There are millions of blogs and many of them might be regarded as a part of the netroots. It's not possible to say that all of them are propaganda or that all of them are earnest hunters of truth or any such thing. But an important aspect of many liberal and progressive blogs is a certain type of hunt for truths: They pick up stories and interpretations of stories that the mainstream press ignores and they then frontpage them. That these stories are buried in the traditional media may be unintended or it may be purposeful. If the latter, the blogs would appear to be biased in promoting these stories, but the initial bias might in fact be in the way they were buried.

I kept feeling that I wasn't getting Chait's point about the nonpartisan truth completely. Reading a follow-up story of his made all much clearer. In this quote he responds to Matthew Yglesias:

There are three possible stances to take. One is that you should go out of your way to highlight your disagreements with the left, to show your independence. Another is that you should go out of your way to minimize your disagreements with the left, in order to avoid adverse political effects. The third is that you try to ignore the political effects and just say what you think.

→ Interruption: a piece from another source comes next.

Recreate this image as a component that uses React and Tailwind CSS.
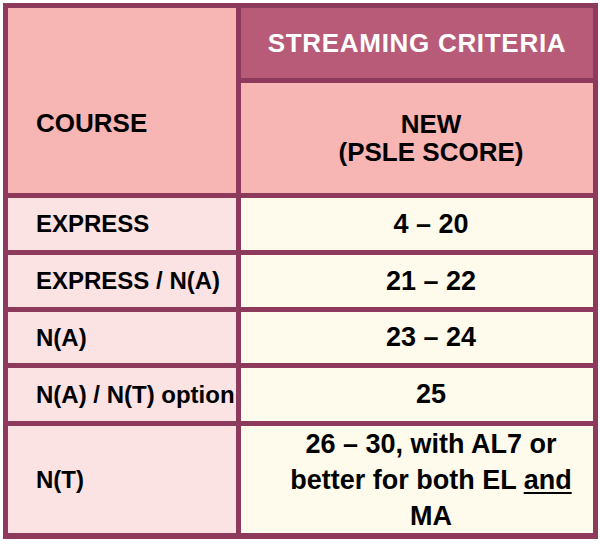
import { Fragment } from "react";

const rows = [
  { course: "EXPRESS", score: "4 – 20" },
  { course: "EXPRESS / N(A)", score: "21 – 22" },
  { course: "N(A)", score: "23 – 24" },
  { course: "N(A) / N(T) option", score: "25" },
];

const App = () => {
  return (
    <div className="min-h-[544px] w-[600px] bg-white pl-[3px] pt-[3px] font-['Liberation_Sans',Arial,sans-serif] font-bold text-black">
      <div className="grid w-fit grid-cols-[228px_352px] grid-rows-[70px_110px_52px_52px_51px_53px_107px] gap-[5px] bg-[#8e3a5c] p-[5px] pb-[6px]">
        {/* header: course spans both header rows */}
        <div className="row-span-2 flex items-center bg-[#f7b5b4] pl-[28px] pt-[46px] text-[26px]">
          COURSE
        </div>
        <div className="flex items-center justify-center bg-[#b85b78] text-[26px] tracking-[0.7px] text-white">
          STREAMING CRITERIA
        </div>
        <div className="flex flex-col items-center justify-center bg-[#f7b5b4] pl-[28px] text-center text-[26px] leading-[28px]">
          <span>NEW</span>
          <span>(PSLE SCORE)</span>
        </div>

        {rows.map((r) => (
          <Fragment key={r.course}>
            <div className="flex items-center bg-[#fbe3e3] pl-[28px] text-[24px] whitespace-nowrap">
              {r.course}
            </div>
            <div className="flex items-center justify-center bg-[#fffbec] pl-[28px] text-[27px]">
              {r.score}
            </div>
          </Fragment>
        ))}

        <div className="flex items-center bg-[#fbe3e3] pl-[28px] text-[24px]">N(T)</div>
        <div className="flex items-center justify-center bg-[#fffbec] pl-[28px] text-center text-[27px] leading-[36px] whitespace-nowrap">
          <p>
            26 – 30, with AL7 or
            <br />
            better for both EL <span className="underline decoration-2 underline-offset-[3px]">and</span>
            <br />
            MA
          </p>
        </div>
      </div>
    </div>
  );
};

export default App;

He explicitly renounces options number one and number three.

Put this into a wider perspective in which the pundits of the right never criticize the right. If liberal pundits are expected to "highlight" their disagreements with the extreme left (is there such a thing?), say, what will the overall impression be? What will the readers of opinion columns come away with?

This doesn't mean that I advocate avoiding the criticism of the left. I'm all for it, especially as soon as the left is in power and can actually affect our lives. But given the current setup of the media with its openly partisan conservative wing all criticisms of the left will have a ready-made echo chamber. Criticisms of the right do not. Something to take into account before one "just says what one thinks."